─── Raw data

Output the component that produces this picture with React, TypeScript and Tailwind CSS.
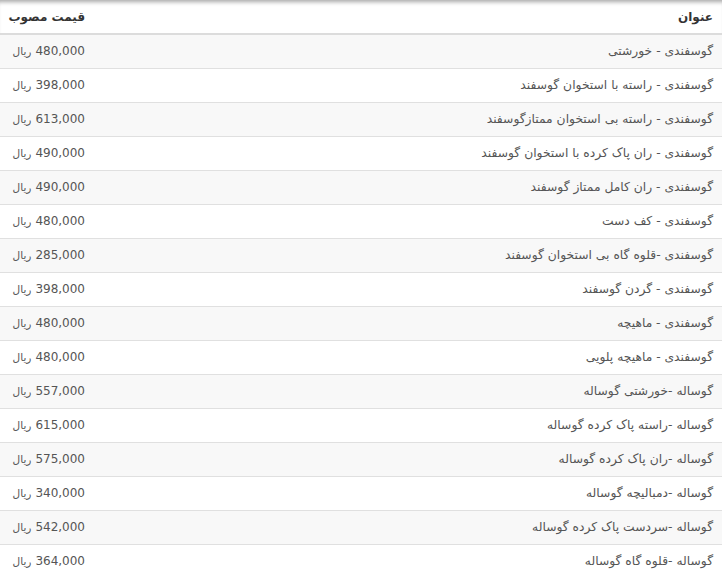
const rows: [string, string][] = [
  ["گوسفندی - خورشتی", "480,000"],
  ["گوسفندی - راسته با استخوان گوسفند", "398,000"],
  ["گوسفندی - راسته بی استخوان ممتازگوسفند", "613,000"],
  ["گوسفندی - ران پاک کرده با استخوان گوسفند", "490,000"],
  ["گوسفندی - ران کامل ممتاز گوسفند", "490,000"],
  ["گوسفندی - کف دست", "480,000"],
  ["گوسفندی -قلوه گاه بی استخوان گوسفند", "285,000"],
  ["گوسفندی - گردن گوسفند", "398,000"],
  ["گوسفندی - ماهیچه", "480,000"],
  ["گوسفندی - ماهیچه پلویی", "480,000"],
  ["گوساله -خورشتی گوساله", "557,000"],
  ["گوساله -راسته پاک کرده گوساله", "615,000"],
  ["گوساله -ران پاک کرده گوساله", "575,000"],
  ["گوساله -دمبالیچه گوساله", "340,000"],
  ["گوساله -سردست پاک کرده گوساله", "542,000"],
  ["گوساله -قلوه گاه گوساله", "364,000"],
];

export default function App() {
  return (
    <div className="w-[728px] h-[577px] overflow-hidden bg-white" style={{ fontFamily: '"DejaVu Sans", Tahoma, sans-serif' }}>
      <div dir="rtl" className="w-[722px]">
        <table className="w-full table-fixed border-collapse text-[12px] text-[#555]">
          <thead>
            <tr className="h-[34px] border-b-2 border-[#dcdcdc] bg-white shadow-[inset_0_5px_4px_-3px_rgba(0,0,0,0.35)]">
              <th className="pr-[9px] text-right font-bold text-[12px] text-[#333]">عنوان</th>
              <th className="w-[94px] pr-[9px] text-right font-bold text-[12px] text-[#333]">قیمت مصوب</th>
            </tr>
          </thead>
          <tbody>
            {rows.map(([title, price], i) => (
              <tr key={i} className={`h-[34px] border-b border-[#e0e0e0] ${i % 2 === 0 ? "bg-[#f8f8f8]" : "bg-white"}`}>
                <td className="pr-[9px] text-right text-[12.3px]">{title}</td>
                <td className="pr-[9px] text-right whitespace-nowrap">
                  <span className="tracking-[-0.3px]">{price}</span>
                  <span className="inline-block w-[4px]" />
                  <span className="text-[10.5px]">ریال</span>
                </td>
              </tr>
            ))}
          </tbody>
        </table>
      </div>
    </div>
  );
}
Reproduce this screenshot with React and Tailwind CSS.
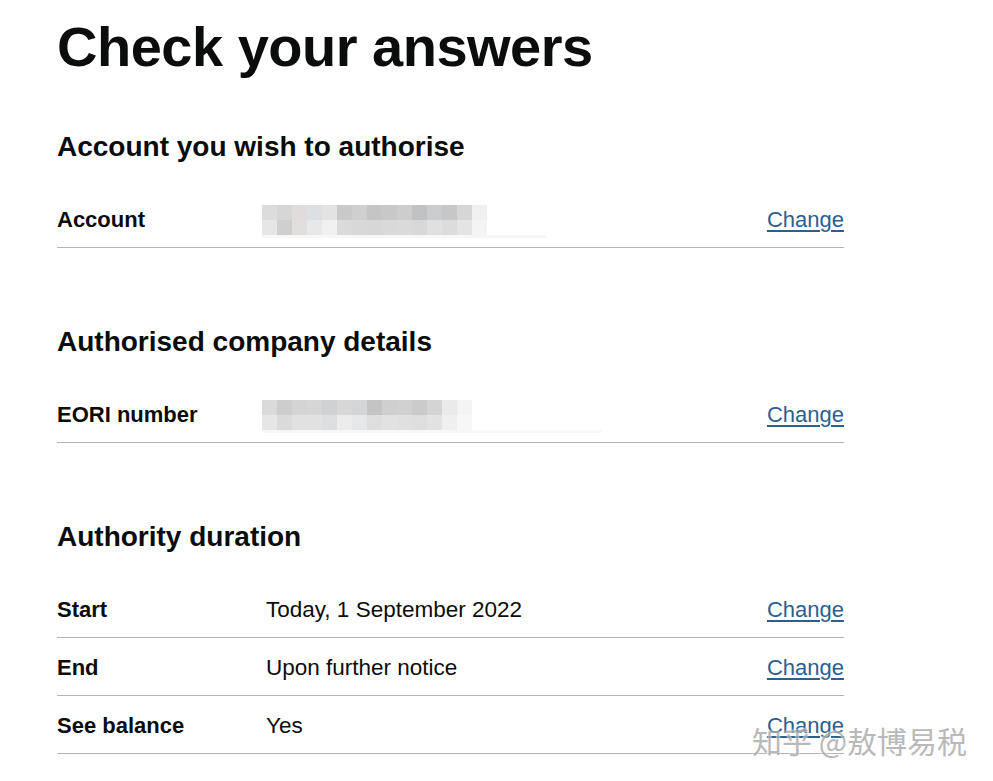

──────

## Required work
Reproduce each entry precisely. Leave the pictures out.

## Reply
Output the component that produces this picture with React, TypeScript and Tailwind CSS.
const rows: [string, string][] = [
  ["گوسفندی - خورشتی", "480,000"],
  ["گوسفندی - راسته با استخوان گوسفند", "398,000"],
  ["گوسفندی - راسته بی استخوان ممتازگوسفند", "613,000"],
  ["گوسفندی - ران پاک کرده با استخوان گوسفند", "490,000"],
  ["گوسفندی - ران کامل ممتاز گوسفند", "490,000"],
  ["گوسفندی - کف دست", "480,000"],
  ["گوسفندی -قلوه گاه بی استخوان گوسفند", "285,000"],
  ["گوسفندی - گردن گوسفند", "398,000"],
  ["گوسفندی - ماهیچه", "480,000"],
  ["گوسفندی - ماهیچه پلویی", "480,000"],
  ["گوساله -خورشتی گوساله", "557,000"],
  ["گوساله -راسته پاک کرده گوساله", "615,000"],
  ["گوساله -ران پاک کرده گوساله", "575,000"],
  ["گوساله -دمبالیچه گوساله", "340,000"],
  ["گوساله -سردست پاک کرده گوساله", "542,000"],
  ["گوساله -قلوه گاه گوساله", "364,000"],
];

export default function App() {
  return (
    <div className="w-[728px] h-[577px] overflow-hidden bg-white" style={{ fontFamily: '"DejaVu Sans", Tahoma, sans-serif' }}>
      <div dir="rtl" className="w-[722px]">
        <table className="w-full table-fixed border-collapse text-[12px] text-[#555]">
          <thead>
            <tr className="h-[34px] border-b-2 border-[#dcdcdc] bg-white shadow-[inset_0_5px_4px_-3px_rgba(0,0,0,0.35)]">
              <th className="pr-[9px] text-right font-bold text-[12px] text-[#333]">عنوان</th>
              <th className="w-[94px] pr-[9px] text-right font-bold text-[12px] text-[#333]">قیمت مصوب</th>
            </tr>
          </thead>
          <tbody>
            {rows.map(([title, price], i) => (
              <tr key={i} className={`h-[34px] border-b border-[#e0e0e0] ${i % 2 === 0 ? "bg-[#f8f8f8]" : "bg-white"}`}>
                <td className="pr-[9px] text-right text-[12.3px]">{title}</td>
                <td className="pr-[9px] text-right whitespace-nowrap">
                  <span className="tracking-[-0.3px]">{price}</span>
                  <span className="inline-block w-[4px]" />
                  <span className="text-[10.5px]">ریال</span>
                </td>
              </tr>
            ))}
          </tbody>
        </table>
      </div>
    </div>
  );
}
Reproduce this screenshot with React and Tailwind CSS.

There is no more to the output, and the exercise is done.